A game made with Unity consists of a collection of game objects that the developer has made to work together by writing scripts for them. In addition to the scripts, components provided by the game engine have been added to the objects, which handle the physics and collisions of the object, among other things. Coding a game can be as easy as hiding and unhiding game objects, activating and deactivating components, or changing their values. The development process is pretty similar whether it's a three-dimensional or two-dimensional game.
A Game Made with Unity
A Unity game consists of scenes in which the player can move from one to the other. The first scene is most often the main menu of the game. The next scene can be the main area of the game world where the player spends most of their time. If there are, for example, caves or building interiors in the game each of them can have its own scene.
In addition to the game world made out of game objects, a scene also includes in-game menus, such as a pause menu.
A game object is an invisible item added to the scene that itself does nothing. As mentioned earlier, components are added to the object that together makes the object an essential part of the game. The object acts as a container of components, so to speak.
The game consists of objects visible and invisible to the player. Visible game objects include characters, lights, and the environment. Examples of invisible objects include triggers, cameras, and waypoints of a patrolling enemy’s route.
Unity has several built-in components. There are two different versions of many of them, a version for two-dimensional and three-dimensional games.
When, for example, a light source component is added to a game object it illuminates its surroundings. When an effect component is added to the object, it makes the object emit images or 3D models.
So it can be said that the game engine does a great deal on behalf of the developer. However, the logic of the game itself is left to the developer. Logic is created by writing scripts and placing them on objects as components.
Game programming can seem difficult at first. In reality, it’s not as long as you learn the basics of the programming language.
One of the most essential parts of Unity game programming is manipulating components from code. In Unity, developers use the C# programming language to write scripts.
Building the Game
When the game is ready or when the developer wants to get feedback from external game testers, the game must be built as a program that can be run outside the game engine. The game files can be sent to testers as is but they can also be published on video game distribution services.
Unity makes it possible to build the game on multiple platforms. These include:
- Nintendo Switch
- web browsers
With Unity, it’s also possible to make VR and AR games, taking advantage of virtual reality and augmented reality.
To start developing games with Unity, you need a program called Unity Hub. This is a program that manages the versions and game projects of the Unity game engine installed on your computer.
Let’s get started by downloading Unity Hub. Type Unity in the search field and go to the download page.
Click the Download button.
Open the downloaded installation file and go through the program installation, accepting all the terms.
Click the Install button to install the recommended version of the game engine.
This process will take some time. Once the installation has finished, go to the Projects tab.
Creating a Project
To create a new project, click the New Project button. At this point, you need to select a template for the project. Open the Core tab and select the 3D option.
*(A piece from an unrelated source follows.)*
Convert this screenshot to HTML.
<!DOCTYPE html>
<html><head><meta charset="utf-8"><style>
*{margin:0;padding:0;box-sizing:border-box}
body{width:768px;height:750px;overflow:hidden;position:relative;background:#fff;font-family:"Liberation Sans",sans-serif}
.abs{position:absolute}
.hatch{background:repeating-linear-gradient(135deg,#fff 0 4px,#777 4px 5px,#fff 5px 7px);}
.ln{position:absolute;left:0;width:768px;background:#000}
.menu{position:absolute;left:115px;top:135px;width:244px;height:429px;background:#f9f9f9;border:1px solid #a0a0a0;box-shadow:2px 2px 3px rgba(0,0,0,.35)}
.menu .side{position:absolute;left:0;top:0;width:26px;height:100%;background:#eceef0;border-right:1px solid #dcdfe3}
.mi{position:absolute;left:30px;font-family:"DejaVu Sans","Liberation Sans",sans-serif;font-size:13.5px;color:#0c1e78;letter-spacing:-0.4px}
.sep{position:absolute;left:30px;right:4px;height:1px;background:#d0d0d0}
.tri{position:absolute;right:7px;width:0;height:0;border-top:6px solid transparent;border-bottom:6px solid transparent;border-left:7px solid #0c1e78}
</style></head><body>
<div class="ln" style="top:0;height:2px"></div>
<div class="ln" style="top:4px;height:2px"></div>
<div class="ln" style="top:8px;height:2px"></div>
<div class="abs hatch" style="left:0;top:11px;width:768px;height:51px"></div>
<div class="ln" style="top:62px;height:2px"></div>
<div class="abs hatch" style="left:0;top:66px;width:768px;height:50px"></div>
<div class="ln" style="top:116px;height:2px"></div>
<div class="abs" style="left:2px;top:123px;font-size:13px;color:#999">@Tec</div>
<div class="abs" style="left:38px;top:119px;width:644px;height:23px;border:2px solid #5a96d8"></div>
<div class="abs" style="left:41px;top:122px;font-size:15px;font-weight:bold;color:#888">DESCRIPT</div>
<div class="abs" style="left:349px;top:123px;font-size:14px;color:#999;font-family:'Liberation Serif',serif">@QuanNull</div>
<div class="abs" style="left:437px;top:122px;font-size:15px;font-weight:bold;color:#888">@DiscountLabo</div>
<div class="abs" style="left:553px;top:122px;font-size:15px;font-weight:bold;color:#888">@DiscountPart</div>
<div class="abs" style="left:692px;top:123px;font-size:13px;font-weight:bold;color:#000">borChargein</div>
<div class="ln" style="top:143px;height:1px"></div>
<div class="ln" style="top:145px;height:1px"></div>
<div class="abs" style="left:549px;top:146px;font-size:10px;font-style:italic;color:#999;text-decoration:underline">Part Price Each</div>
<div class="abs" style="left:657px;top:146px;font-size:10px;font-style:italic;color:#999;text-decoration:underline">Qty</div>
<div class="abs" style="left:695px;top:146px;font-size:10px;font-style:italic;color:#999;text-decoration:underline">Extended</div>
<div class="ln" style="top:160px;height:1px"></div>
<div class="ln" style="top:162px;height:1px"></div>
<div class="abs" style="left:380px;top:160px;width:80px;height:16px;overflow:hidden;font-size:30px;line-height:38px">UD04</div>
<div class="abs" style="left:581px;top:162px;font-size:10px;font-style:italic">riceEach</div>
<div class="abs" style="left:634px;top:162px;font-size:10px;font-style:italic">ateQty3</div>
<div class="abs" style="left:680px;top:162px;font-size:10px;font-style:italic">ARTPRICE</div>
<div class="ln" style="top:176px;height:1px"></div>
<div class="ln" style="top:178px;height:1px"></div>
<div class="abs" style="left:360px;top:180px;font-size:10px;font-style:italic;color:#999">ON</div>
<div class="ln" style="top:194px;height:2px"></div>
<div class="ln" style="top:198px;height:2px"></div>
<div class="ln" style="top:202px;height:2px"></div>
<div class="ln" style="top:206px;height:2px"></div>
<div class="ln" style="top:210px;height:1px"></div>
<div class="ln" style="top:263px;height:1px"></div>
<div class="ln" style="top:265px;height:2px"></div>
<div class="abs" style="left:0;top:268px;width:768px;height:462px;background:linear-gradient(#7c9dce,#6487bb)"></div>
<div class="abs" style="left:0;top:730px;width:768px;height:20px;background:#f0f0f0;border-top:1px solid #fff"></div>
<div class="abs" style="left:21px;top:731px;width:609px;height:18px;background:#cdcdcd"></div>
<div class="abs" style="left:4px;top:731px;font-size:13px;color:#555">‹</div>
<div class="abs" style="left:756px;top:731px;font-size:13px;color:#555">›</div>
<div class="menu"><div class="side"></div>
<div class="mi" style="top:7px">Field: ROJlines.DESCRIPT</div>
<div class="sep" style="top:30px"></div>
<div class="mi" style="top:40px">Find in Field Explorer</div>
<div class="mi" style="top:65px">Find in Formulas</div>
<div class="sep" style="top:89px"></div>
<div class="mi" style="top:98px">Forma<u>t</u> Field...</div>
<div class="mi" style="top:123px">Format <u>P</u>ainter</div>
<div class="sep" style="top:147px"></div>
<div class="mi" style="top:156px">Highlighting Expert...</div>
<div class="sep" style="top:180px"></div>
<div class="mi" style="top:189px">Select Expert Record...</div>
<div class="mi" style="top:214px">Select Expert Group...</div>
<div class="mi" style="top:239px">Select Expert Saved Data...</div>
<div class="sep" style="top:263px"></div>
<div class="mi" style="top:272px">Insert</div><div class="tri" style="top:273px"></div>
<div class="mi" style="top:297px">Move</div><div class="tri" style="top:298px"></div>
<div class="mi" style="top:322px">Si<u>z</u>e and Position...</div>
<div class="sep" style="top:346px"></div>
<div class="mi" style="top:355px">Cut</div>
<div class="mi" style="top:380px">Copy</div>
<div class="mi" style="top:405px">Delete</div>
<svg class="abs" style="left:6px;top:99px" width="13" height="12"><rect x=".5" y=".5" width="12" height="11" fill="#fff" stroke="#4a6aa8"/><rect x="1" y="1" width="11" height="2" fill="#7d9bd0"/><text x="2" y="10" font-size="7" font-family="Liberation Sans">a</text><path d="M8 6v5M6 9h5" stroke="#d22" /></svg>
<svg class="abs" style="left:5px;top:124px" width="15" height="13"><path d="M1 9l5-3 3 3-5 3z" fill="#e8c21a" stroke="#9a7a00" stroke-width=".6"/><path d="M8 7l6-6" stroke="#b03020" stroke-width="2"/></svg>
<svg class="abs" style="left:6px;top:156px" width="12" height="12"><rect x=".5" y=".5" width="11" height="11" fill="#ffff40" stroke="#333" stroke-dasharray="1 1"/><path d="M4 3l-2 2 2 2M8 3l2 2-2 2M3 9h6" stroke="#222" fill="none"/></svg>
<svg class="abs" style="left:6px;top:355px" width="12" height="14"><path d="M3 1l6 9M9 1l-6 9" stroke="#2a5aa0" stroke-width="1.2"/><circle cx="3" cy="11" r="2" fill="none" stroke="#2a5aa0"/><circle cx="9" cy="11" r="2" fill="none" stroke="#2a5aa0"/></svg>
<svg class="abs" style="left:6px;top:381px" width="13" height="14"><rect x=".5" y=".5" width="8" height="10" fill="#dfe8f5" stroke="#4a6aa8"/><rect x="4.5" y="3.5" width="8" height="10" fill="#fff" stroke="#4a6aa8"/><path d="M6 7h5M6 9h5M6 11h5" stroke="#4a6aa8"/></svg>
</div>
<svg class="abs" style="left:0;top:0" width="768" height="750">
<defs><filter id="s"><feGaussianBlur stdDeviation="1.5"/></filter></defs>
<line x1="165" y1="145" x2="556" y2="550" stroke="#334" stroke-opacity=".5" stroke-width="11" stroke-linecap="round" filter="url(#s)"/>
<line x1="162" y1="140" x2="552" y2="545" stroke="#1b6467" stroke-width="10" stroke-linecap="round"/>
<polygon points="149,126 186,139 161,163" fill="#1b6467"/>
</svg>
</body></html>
It’s recommended that you give the project a descriptive name, as this name will appear in the Unity Hub project listing. If you want, you can change the file location of the project. Click the Create button to create the project.
Unity’s User Interace
This is the user interface of Unity. In the middle of the interface is the Scene window from which you can view and edit the game world.
To move around the game world, hover your mouse over the Scene window and hold down the right mouse button. Moving the mouse rotates the view according to the movement.
While holding down the right mouse button you can press the W, A, S, and D keys to move in the world.
The E and Q keys raise and lower the view.
By default, there are two game objects in the game world, a camera, and a light source. Every object in the game world is listed in the game world’s hierarchy.
The hierarchy is located on the left side of the interface in the Hierarchy window. It presents the objects of the game world in a hierarchical text format and expresses the structure of the objects in the world.
To manipulate an object, select it by left-clicking it in either the Hierarchy or Scene window. The selected objects appear highlighted in the hierarchy. The scene window displays an object differently depending on its type.
Above the Hierarchy and Scene window is a toolbar. It includes functions for manipulating objects, such as moving, rotating, and resizing.
The game can be started with the Play button in the middle of the toolbar. When the game starts, Unity automatically activates the Game window on the second tab, which opens in place of the Scene window.
The view of the Game window is what the player sees while playing your game. Camera objects are used to control what the player sees.
The Game view cannot be moved in the same way as the Scene view, nor can the world be modified from it. You can still make changes to the world when the game is running but when you stop the game the changes will not be saved. To stop the game click the Play button again.
On the right side of the interface is the Inspector window, which lists information about the selected object, such as its components.
By default, a camera object has three components: Transform, Camera, and Audio Listener.
The default components of the light source object are Transform and Light.
The components of an object determine how the object behaves in the game world.
At the bottom of the interface is a window called Project. It contains two folders: Packages and Assets.
The Packages folder contains Unity’s internal resources that the project uses. The Assets folder contains your personal files, such as 3D models, scripts, images, and sounds.
The Console window on the second tab notifies you of errors, warnings, and other information regarding your project.